The Federal Aviation Administration announced Thursday that it will let airlines expand passengers' use of portable electronic devices during all phases of flight, possibly by the end of the year.
The expansion will allow most passengers to play games, watch videos and read books on electronic devices during takeoff and landing, but they still will not be allowed to use cellular service on their phones at any time, the FAA said in a news release.
Cellphone use will still be restricted to airplane mode or allowed with cell service disabled, the agency said.
"We believe today's decision honors both our commitment to safety and consumers' increasing desire to use their electronic devices during all phases of their flights," Transportation Secretary Anthony Foxx said in a statement.
The decision comes after a group of experts determined that "most commercial airplanes can tolerate radio interference signals" from the devices, the news release said. The FAA is providing airlines with guidance to assess their aircraft and implement the new policy, it said.
The FAA predicted that most airlines will allow passengers to use the devices "gate-to-gate" by the end of the year.
[Updated, 10:13 a.m. PDT Oct. 31: "We're pleased the FAA recognizes that an enjoyable passenger experience is not incompatible with safety and security," said Roger Dow, president of the U.S. Travel Assn.
A committee of experts that included pilots, manufacturers, airline representatives and flight attendants said in a report last month to FAA Administrator Michael Huerta that the devices were safe for use at all altitudes. Currently, airlines require passengers to turn off and stow portable electronics while the plane is below 10,000 feet.

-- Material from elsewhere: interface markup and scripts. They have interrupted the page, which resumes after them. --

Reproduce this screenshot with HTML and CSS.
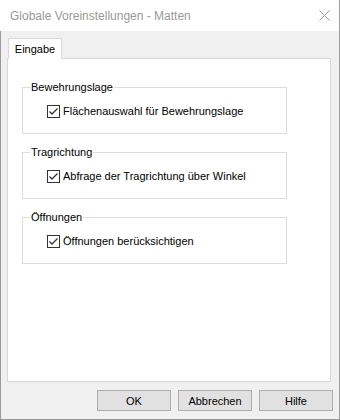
FILE: index.html
```html
<!DOCTYPE html>
<html lang="de">
<head>
    <meta charset="UTF-8">
    <title>Globale Voreinstellungen - Matten</title>
    <link rel="stylesheet" href="styles.css">
</head>
<body>
    <div class="window">
        <div class="titlebar">
            <span class="title">Globale Voreinstellungen - Matten</span>
            <svg class="close" width="11" height="11" viewBox="0 0 11 11">
                <path d="M0.5 0.5 L10.5 10.5 M10.5 0.5 L0.5 10.5" stroke="#999" stroke-width="1" fill="none"/>
            </svg>
        </div>
        <div class="client">
            <div class="tabs">
                <div class="tab">Eingabe</div>
            </div>
            <div class="panel">
                <fieldset class="group">
                    <legend>Bewehrungslage</legend>
                    <label class="check">
                        <span class="box"><svg width="11" height="11" viewBox="0 0 11 11"><path d="M1.5 5.5 L4 8 L9.5 2.5" stroke="#333" stroke-width="1.3" fill="none"/></svg></span>
                        Flächenauswahl für Bewehrungslage
                    </label>
                </fieldset>
                <fieldset class="group">
                    <legend>Tragrichtung</legend>
                    <label class="check">
                        <span class="box"><svg width="11" height="11" viewBox="0 0 11 11"><path d="M1.5 5.5 L4 8 L9.5 2.5" stroke="#333" stroke-width="1.3" fill="none"/></svg></span>
                        Abfrage der Tragrichtung über Winkel
                    </label>
                </fieldset>
                <fieldset class="group">
                    <legend>Öffnungen</legend>
                    <label class="check">
                        <span class="box"><svg width="11" height="11" viewBox="0 0 11 11"><path d="M1.5 5.5 L4 8 L9.5 2.5" stroke="#333" stroke-width="1.3" fill="none"/></svg></span>
                        Öffnungen berücksichtigen
                    </label>
                </fieldset>
            </div>
            <div class="buttons">
                <button>OK</button>
                <button>Abbrechen</button>
                <button>Hilfe</button>
            </div>
        </div>
    </div>
</body>
</html>
```

FILE: styles.css
```css
* {
    box-sizing: border-box;
}
body {
    margin: 0;
    font-family: "Liberation Sans", Arial, sans-serif;
    font-size: 11px;
    color: #000;
    overflow: hidden;
}
.window {
    width: 340px;
    height: 420px;
    display: flex;
    flex-direction: column;
    background: #fff;
    border-right: 1px solid #9a9a9a;
    border-bottom: 1px solid #9a9a9a;
}
.titlebar {
    height: 31px;
    flex: none;
    display: flex;
    align-items: center;
    justify-content: space-between;
    padding: 0 9px 0 10px;
}
.title {
    font-size: 12px;
    color: #999;
}
.client {
    flex: 1;
    display: flex;
    flex-direction: column;
    background: #f0f0f0;
    border-left: 1px solid #9a9a9a;
    padding: 7px 6px 8px 6px;
}
.tabs {
    display: flex;
    padding-left: 1px;
}
.tab {
    position: relative;
    z-index: 1;
    width: 54px;
    height: 21px;
    margin-bottom: -1px;
    line-height: 20px;
    text-align: center;
    background: #fff;
    border: 1px solid #d9d9d9;
    border-bottom: none;
}
.panel {
    flex: 1;
    display: flex;
    flex-direction: column;
    gap: 11px;
    margin-right: 2px;
    padding: 21px 0 0 14px;
    background: #fff;
    border: 1px solid #d9d9d9;
}
.group {
    width: 265px;
    margin: 0;
    padding: 10px 0 15px 7px;
    border: 1px solid #dcdcdc;
}
.group legend {
    padding: 0 1px;
    line-height: 14px;
}
.check {
    display: flex;
    align-items: center;
    gap: 3px;
    height: 14px;
    margin-left: 17px;
}
.box {
    width: 13px;
    height: 13px;
    display: flex;
    align-items: center;
    justify-content: center;
    background: #fff;
    border: 1px solid #333;
}
.buttons {
    display: flex;
    justify-content: flex-end;
    gap: 7px;
    margin-top: 8px;
}
.buttons button {
    width: 74px;
    height: 21px;
    padding: 0;
    font: inherit;
    color: #000;
    background: #e1e1e1;
    border: 1px solid #adadad;
    border-radius: 0;
}
```
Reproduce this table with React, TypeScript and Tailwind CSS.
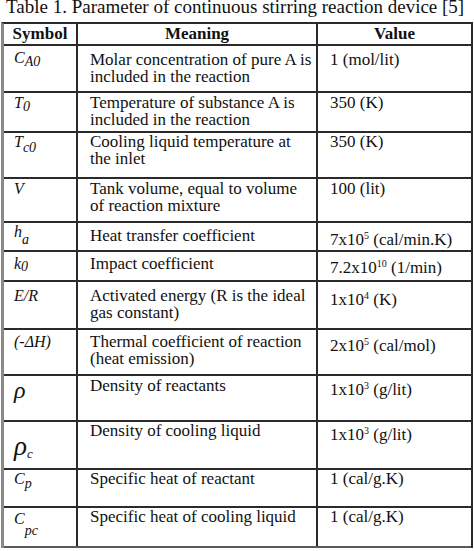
import type { ReactNode } from "react";

type Row = {
  h: string;
  pt: string;
  sympt: string;
  sym: ReactNode;
  meaning: string[];
  value: ReactNode;
};

const Sub = ({ children, cls }: { children: ReactNode; cls: string }) => (
  <span className={`text-[14px] ${cls}`}>{children}</span>
);

const Sup = ({ children }: { children: ReactNode }) => (
  <span className="text-[10px] align-[6px]">{children}</span>
);

const rows: Row[] = [
  {
    h: "h-[47px]",
    pt: "pt-[5px]",
    sympt: "pt-[3px]",
    sym: (
      <>
        C<Sub cls="align-[-3px]">A0</Sub>
      </>
    ),
    meaning: ["Molar concentration of pure A is", "included in the reaction"],
    value: "1 (mol/lit)",
  },
  {
    h: "h-[40px]",
    pt: "pt-[1px]",
    sympt: "pt-[1px]",
    sym: (
      <>
        T<Sub cls="align-[-3px]">0</Sub>
      </>
    ),
    meaning: ["Temperature of substance A is", "included in the reaction"],
    value: "350 (K)",
  },
  {
    h: "h-[46px]",
    pt: "pt-0",
    sympt: "pt-0",
    sym: (
      <>
        T<Sub cls="align-[-5px]">c0</Sub>
      </>
    ),
    meaning: ["Cooling liquid temperature at", "the inlet"],
    value: "350 (K)",
  },
  {
    h: "h-[44px]",
    pt: "pt-[1px]",
    sympt: "pt-[1px]",
    sym: <>V</>,
    meaning: ["Tank volume, equal to volume", "of reaction mixture"],
    value: "100 (lit)",
  },
  {
    h: "h-[29px]",
    pt: "pt-[4px]",
    sympt: "pt-0",
    sym: (
      <>
        h<Sub cls="align-[-7px]">a</Sub>
      </>
    ),
    meaning: ["Heat transfer coefficient"],
    value: (
      <>
        7x10<Sup>5</Sup> (cal/min.K)
      </>
    ),
  },
  {
    h: "h-[30px]",
    pt: "pt-[3px]",
    sympt: "pt-[3px]",
    sym: (
      <>
        k<Sub cls="align-[-2px]">0</Sub>
      </>
    ),
    meaning: ["Impact coefficient"],
    value: (
      <>
        7.2x10<Sup>10</Sup> (1/min)
      </>
    ),
  },
  {
    h: "h-[48px]",
    pt: "pt-[5px]",
    sympt: "pt-[5px]",
    sym: <>E/R</>,
    meaning: ["Activated energy (R is the ideal", "gas constant)"],
    value: (
      <>
        1x10<Sup>4</Sup> (K)
      </>
    ),
  },
  {
    h: "h-[46px]",
    pt: "pt-[3px]",
    sympt: "pt-[3px]",
    sym: <>(-ΔH)</>,
    meaning: ["Thermal coefficient of reaction", "(heat emission)"],
    value: (
      <>
        2x10<Sup>5</Sup> (cal/mol)
      </>
    ),
  },
  {
    h: "h-[46px]",
    pt: "pt-[1px]",
    sympt: "pt-[6px]",
    sym: <span className="text-[24px] leading-[17px]">ρ</span>,
    meaning: ["Density of reactants"],
    value: (
      <>
        1x10<Sup>3</Sup> (g/lit)
      </>
    ),
  },
  {
    h: "h-[48px]",
    pt: "pt-0",
    sympt: "pt-[16px] pl-[3px]",
    sym: (
      <>
        <span className="text-[27px] leading-[17px]">ρ</span>
        <span className="text-[13px] align-[-3px]">c</span>
      </>
    ),
    meaning: ["Density of cooling liquid"],
    value: (
      <>
        1x10<Sup>3</Sup> (g/lit)
      </>
    ),
  },
  {
    h: "h-[38px]",
    pt: "pt-0",
    sympt: "pt-0",
    sym: (
      <>
        C<Sub cls="align-[-4px]">p</Sub>
      </>
    ),
    meaning: ["Specific heat of reactant"],
    value: "1 (cal/g.K)",
  },
  {
    h: "h-[40px]",
    pt: "pt-0",
    sympt: "pt-[2px]",
    sym: (
      <>
        C<Sub cls="align-[-11px]">pc</Sub>
      </>
    ),
    meaning: ["Specific heat of cooling liquid"],
    value: "1 (cal/g.K)",
  },
];

export default function App() {
  return (
    <div className="w-[474px] h-[551px] bg-white text-[#111] font-['Liberation_Serif','Times_New_Roman',serif] overflow-hidden">
      <div className="h-[22px] pl-[6px] text-[19px] leading-[14px] whitespace-nowrap">
        Table 1. Parameter of continuous stirring reaction device [5]
      </div>
      <div className="ml-[1px] w-[472px] border-t-2 border-r-2 border-l-[3px] border-t-[#2a2a2a] border-r-[#2a2a2a] border-l-[#8a8a8a]">
        <div className="grid grid-cols-[74px_240px_153px] h-[22px] border-b-2 border-[#2a2a2a] text-[17px] leading-[20px] font-bold">
          <div className="border-r-2 border-[#2a2a2a] text-center">Symbol</div>
          <div className="border-r-2 border-[#2a2a2a] text-center">Meaning</div>
          <div className="text-center">Value</div>
        </div>
        {rows.map((r, i) => (
          <div
            key={i}
            className={`grid grid-cols-[74px_240px_153px] ${r.h} border-b-2 ${
              i === rows.length - 1 ? "border-[#5a5a5a]" : "border-[#2a2a2a]"
            }`}
          >
            <div className={`border-r-2 border-[#2a2a2a] pl-[10px] text-[16px] leading-[17px] italic whitespace-nowrap ${r.sympt}`}>
              {r.sym}
            </div>
            <div className={`border-r-2 border-[#2a2a2a] pl-[12px] text-[17px] leading-[17px] ${r.pt}`}>
              {r.meaning.map((m) => (
                <div key={m} className="whitespace-nowrap">
                  {m}
                </div>
              ))}
            </div>
            <div className={`pl-[12px] text-[17px] leading-[17px] whitespace-nowrap ${r.pt}`}>{r.value}</div>
          </div>
        ))}
      </div>
    </div>
  );
}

The group also recommended that heavier electronics, such as laptops, remain stowed during takeoff and landing for safety reasons. Smaller devices could be held or secured in the seat-back pocket during takeoff and landing.
The FAA said it did not consider a change on cellphone calls in flight because those restrictions are imposed by the Federal Communications Commission. The rule-making committee also recommended that the two agencies review the cellphone rules.]